Exercise directions
Among the lines below, how many carry the string "component"? Reply with a number and nothing else.

Supplied entries
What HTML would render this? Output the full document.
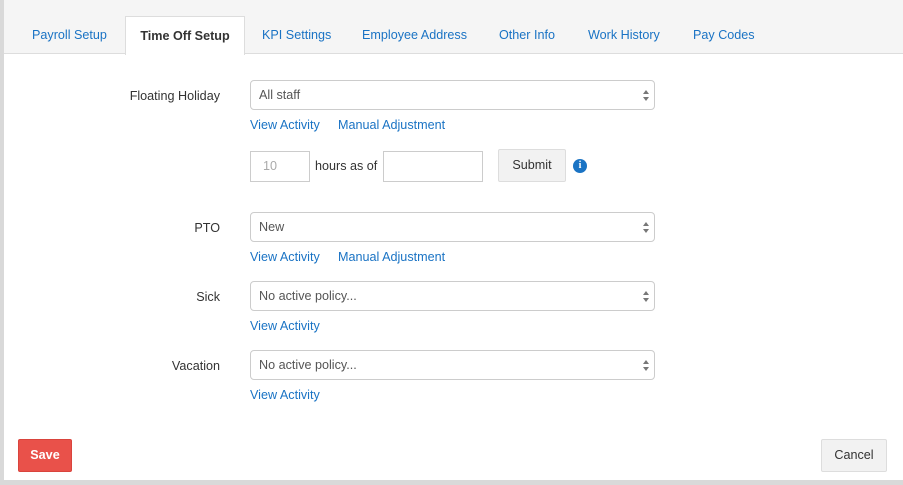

...

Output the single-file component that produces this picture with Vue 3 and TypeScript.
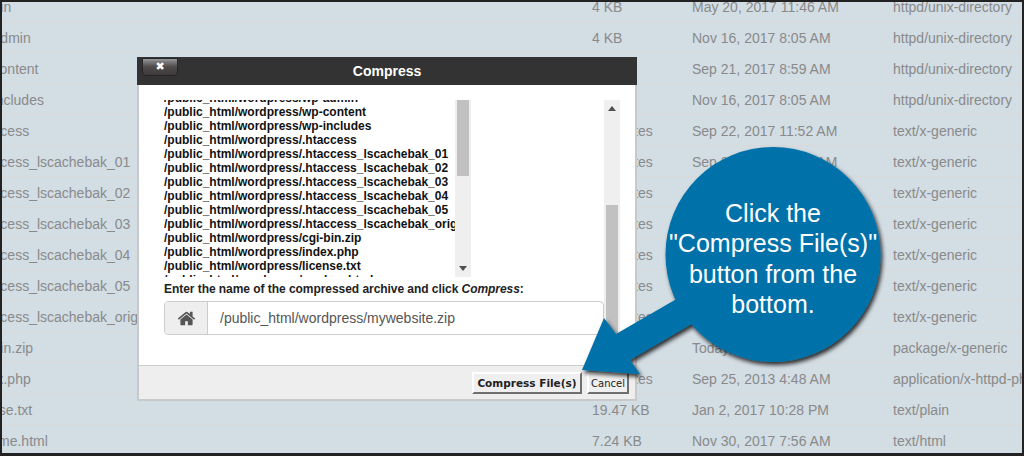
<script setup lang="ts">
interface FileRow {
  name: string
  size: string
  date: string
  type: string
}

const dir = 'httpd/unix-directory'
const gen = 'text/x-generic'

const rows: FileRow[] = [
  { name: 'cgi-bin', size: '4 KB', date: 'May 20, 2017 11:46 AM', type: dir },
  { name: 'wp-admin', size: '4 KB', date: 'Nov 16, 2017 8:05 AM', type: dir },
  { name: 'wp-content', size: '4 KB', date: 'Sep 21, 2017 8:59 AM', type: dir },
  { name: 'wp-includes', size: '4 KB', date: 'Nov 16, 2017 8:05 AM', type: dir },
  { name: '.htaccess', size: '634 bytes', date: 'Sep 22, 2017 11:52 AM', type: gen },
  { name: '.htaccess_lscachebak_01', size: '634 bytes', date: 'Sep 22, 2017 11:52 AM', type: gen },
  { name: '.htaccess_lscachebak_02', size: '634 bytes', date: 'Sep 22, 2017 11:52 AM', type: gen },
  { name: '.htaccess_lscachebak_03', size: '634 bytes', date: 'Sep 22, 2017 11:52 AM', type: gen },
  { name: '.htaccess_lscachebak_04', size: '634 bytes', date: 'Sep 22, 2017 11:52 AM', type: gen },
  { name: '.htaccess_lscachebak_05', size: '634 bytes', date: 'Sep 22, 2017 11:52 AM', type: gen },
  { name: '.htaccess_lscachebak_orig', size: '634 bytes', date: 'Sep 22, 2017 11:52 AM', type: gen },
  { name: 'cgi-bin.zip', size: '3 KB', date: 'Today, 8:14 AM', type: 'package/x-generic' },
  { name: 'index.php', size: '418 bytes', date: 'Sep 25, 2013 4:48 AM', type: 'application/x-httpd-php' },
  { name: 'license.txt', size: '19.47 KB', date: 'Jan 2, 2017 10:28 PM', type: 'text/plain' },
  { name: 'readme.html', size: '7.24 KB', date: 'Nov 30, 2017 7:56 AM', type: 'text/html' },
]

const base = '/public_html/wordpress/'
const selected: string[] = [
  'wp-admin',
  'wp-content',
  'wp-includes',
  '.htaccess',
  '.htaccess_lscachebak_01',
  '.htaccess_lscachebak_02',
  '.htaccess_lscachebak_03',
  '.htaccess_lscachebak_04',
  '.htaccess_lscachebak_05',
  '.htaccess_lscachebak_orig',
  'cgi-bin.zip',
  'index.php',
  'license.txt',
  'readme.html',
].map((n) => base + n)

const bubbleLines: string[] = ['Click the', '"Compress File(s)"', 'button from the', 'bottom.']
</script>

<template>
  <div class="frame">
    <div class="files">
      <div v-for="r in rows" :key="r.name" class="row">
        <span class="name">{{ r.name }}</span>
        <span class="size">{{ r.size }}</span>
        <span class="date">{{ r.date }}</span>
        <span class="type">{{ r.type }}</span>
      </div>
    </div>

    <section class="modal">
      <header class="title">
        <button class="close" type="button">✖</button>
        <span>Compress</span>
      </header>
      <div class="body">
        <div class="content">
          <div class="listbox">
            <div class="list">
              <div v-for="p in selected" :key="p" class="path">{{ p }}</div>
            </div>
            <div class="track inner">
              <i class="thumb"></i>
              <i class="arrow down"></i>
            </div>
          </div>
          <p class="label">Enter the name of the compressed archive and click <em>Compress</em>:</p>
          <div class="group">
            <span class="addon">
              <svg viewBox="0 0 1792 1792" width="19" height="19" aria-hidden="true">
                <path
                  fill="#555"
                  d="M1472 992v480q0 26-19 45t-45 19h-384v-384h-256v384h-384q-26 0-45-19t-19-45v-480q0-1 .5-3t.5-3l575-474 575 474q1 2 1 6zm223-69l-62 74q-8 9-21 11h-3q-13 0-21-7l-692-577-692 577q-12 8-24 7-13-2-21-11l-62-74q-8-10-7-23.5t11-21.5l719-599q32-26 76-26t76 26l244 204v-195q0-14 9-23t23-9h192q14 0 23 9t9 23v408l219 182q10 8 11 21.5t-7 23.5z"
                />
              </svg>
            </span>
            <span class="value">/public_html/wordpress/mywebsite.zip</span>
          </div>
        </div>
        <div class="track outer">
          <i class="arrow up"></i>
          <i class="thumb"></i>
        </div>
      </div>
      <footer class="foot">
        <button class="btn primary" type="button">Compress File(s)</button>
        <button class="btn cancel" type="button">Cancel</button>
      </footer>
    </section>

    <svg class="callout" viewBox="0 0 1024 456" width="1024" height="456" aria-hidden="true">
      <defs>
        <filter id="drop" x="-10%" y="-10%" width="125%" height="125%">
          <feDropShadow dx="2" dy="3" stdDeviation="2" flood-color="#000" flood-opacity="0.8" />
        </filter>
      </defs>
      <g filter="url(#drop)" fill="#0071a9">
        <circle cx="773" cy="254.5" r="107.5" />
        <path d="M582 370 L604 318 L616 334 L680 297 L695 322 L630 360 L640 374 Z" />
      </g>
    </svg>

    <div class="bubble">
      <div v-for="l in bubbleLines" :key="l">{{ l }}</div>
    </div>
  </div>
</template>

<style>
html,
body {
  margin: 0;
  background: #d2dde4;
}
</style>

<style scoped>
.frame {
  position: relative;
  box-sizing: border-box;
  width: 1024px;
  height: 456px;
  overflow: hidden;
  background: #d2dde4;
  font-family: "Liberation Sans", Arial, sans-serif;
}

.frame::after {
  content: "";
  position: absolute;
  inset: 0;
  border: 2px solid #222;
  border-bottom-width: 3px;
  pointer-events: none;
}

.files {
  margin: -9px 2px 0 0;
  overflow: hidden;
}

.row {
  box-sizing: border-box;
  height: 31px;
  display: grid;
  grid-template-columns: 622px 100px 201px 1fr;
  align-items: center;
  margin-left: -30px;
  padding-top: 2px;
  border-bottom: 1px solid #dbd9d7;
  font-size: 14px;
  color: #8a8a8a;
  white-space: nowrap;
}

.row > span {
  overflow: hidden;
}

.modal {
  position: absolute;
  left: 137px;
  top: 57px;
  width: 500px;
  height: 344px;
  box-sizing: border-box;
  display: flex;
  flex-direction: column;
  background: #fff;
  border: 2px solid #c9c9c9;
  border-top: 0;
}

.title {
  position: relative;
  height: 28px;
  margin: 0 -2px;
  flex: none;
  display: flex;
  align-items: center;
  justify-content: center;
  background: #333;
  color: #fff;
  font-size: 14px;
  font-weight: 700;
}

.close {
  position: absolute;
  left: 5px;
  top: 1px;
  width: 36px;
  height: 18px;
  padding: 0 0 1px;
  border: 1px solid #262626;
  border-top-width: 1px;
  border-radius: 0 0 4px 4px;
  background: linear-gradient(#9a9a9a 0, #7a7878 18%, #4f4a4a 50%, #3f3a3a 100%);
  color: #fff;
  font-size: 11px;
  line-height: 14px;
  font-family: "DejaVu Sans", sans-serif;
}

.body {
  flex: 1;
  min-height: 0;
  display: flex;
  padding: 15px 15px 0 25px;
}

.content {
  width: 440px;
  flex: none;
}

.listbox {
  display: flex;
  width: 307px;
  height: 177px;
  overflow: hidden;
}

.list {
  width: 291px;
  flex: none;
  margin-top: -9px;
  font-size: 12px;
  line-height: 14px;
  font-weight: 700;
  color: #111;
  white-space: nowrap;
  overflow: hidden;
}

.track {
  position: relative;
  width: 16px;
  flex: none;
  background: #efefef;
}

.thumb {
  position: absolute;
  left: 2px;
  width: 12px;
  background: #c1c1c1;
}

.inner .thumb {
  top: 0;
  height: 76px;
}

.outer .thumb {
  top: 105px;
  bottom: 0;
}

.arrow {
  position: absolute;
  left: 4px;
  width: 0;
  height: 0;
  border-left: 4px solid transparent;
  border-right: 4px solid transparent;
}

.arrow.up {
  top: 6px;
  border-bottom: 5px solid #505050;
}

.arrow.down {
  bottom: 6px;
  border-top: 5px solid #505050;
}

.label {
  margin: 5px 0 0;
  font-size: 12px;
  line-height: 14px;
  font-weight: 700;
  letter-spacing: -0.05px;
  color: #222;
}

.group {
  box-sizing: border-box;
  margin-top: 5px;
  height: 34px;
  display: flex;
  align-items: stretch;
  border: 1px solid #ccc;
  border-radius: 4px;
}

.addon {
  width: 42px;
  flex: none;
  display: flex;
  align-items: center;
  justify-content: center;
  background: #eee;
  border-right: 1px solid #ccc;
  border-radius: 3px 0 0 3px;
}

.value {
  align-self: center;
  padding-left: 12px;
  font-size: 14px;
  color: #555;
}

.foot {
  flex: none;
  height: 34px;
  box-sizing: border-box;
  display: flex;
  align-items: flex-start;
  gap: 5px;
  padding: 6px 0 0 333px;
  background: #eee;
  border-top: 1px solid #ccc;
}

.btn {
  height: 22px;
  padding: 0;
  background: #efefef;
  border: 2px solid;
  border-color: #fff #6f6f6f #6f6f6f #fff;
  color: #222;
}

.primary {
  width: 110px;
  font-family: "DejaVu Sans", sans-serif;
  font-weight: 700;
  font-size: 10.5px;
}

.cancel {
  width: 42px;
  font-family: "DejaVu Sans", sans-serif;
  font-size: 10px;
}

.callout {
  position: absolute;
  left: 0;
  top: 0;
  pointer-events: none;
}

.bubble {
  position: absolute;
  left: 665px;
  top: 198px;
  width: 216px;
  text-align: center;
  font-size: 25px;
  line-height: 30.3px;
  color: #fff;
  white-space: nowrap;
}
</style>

* * *

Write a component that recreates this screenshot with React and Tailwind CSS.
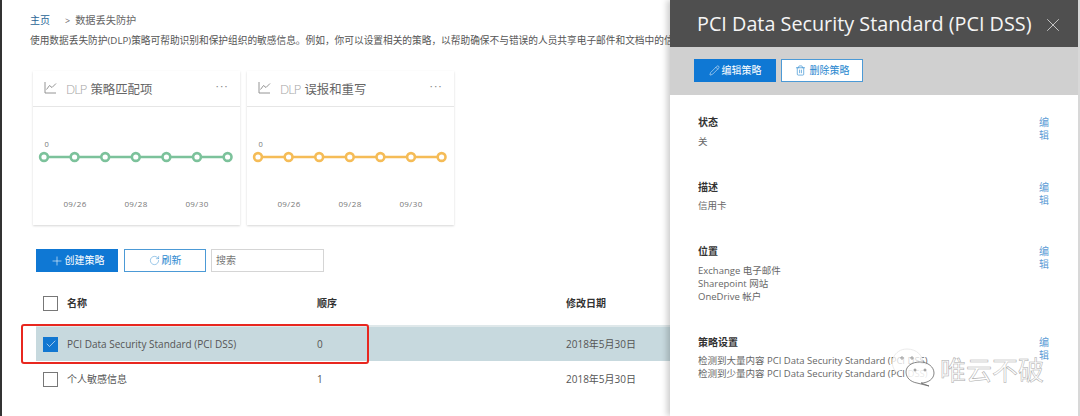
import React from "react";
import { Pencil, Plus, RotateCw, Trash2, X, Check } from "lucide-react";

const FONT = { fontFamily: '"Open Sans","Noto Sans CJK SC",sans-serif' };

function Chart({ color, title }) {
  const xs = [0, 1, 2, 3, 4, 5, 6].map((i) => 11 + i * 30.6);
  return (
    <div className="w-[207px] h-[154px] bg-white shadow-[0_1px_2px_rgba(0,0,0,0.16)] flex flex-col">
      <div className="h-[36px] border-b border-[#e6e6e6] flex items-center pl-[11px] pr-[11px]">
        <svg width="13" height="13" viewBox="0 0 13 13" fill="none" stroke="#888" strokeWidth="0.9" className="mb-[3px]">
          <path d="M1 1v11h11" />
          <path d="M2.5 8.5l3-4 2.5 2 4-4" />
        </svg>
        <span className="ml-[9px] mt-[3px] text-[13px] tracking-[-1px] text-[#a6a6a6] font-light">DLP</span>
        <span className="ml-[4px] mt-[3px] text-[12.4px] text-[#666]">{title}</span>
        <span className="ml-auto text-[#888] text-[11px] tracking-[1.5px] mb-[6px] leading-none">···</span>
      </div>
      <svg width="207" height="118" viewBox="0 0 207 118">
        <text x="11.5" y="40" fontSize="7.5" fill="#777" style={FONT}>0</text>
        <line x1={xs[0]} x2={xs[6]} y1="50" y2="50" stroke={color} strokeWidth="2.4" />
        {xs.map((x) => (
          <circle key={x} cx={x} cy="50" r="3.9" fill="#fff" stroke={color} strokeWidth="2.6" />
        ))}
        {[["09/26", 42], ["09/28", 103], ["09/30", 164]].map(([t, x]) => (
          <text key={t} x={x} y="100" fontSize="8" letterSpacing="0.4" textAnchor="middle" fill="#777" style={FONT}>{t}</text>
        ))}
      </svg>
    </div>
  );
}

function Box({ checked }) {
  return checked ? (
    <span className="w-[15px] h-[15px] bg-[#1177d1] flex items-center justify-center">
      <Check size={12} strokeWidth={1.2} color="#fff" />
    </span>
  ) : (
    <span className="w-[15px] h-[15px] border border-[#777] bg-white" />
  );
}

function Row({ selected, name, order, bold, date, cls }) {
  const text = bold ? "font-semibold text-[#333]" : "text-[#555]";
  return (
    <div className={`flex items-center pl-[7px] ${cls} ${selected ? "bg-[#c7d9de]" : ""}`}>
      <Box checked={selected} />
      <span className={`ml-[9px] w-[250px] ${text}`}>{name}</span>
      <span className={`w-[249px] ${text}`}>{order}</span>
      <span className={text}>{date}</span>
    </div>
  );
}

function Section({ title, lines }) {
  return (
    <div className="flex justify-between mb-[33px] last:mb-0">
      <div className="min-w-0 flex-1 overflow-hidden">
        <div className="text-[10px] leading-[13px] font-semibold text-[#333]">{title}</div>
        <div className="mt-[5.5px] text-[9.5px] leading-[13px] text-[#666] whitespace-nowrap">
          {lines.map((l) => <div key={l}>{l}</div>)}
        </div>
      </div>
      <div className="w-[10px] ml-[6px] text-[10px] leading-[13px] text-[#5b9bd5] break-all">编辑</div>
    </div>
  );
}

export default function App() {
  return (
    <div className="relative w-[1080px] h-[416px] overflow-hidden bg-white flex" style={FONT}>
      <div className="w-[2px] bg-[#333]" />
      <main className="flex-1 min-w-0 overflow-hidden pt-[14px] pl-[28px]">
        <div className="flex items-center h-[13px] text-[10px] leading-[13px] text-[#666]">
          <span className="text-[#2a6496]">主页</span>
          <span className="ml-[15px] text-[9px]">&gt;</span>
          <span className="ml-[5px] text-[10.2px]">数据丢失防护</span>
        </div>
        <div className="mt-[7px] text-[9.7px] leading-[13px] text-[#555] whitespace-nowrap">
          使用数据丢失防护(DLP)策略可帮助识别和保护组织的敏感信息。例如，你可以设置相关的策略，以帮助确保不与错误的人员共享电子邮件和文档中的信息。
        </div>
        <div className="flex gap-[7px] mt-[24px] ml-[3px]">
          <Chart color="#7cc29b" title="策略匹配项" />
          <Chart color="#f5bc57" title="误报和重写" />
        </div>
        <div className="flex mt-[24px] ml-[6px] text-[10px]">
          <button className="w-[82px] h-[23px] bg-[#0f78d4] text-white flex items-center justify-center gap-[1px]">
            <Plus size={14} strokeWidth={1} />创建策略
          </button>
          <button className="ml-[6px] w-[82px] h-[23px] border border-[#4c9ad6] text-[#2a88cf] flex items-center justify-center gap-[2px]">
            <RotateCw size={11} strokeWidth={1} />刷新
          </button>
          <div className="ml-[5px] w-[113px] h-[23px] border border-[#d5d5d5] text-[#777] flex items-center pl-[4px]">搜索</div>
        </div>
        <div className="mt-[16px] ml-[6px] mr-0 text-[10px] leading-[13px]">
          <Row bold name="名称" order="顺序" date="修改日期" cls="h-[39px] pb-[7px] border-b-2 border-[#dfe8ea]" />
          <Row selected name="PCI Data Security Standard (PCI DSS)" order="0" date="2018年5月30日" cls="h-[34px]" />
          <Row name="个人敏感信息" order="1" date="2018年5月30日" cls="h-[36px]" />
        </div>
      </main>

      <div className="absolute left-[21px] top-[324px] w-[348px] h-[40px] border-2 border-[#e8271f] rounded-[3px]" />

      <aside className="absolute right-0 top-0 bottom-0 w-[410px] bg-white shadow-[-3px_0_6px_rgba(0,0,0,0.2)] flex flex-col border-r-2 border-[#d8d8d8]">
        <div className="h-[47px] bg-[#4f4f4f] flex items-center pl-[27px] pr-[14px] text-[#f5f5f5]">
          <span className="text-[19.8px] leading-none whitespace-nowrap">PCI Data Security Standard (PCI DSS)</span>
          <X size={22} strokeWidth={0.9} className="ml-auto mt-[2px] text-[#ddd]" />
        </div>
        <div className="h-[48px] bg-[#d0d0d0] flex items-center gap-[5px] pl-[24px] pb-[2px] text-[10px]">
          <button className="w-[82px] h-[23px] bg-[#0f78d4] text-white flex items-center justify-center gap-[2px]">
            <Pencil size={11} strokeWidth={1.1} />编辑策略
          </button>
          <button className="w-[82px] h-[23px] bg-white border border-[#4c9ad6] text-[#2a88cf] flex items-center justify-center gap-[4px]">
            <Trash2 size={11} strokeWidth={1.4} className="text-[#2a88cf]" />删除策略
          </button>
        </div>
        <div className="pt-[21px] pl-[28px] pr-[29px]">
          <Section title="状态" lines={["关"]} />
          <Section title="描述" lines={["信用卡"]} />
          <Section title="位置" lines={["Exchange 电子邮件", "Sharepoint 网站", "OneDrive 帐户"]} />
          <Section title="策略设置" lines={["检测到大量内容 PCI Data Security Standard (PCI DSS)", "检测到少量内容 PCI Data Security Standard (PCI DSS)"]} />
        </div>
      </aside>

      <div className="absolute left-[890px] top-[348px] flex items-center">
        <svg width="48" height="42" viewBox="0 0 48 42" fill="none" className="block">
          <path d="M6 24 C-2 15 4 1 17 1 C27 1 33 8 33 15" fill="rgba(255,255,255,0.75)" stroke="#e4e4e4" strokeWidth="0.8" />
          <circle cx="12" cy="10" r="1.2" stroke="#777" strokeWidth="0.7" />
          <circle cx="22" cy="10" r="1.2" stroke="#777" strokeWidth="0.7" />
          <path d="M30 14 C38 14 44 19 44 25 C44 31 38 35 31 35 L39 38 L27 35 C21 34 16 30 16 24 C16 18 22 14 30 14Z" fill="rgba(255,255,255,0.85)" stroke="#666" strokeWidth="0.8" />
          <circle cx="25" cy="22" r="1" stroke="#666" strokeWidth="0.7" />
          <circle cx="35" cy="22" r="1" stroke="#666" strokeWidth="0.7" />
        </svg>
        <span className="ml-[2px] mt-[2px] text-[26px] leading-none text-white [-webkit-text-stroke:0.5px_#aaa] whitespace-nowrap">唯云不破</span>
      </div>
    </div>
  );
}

Answer for this exercise
2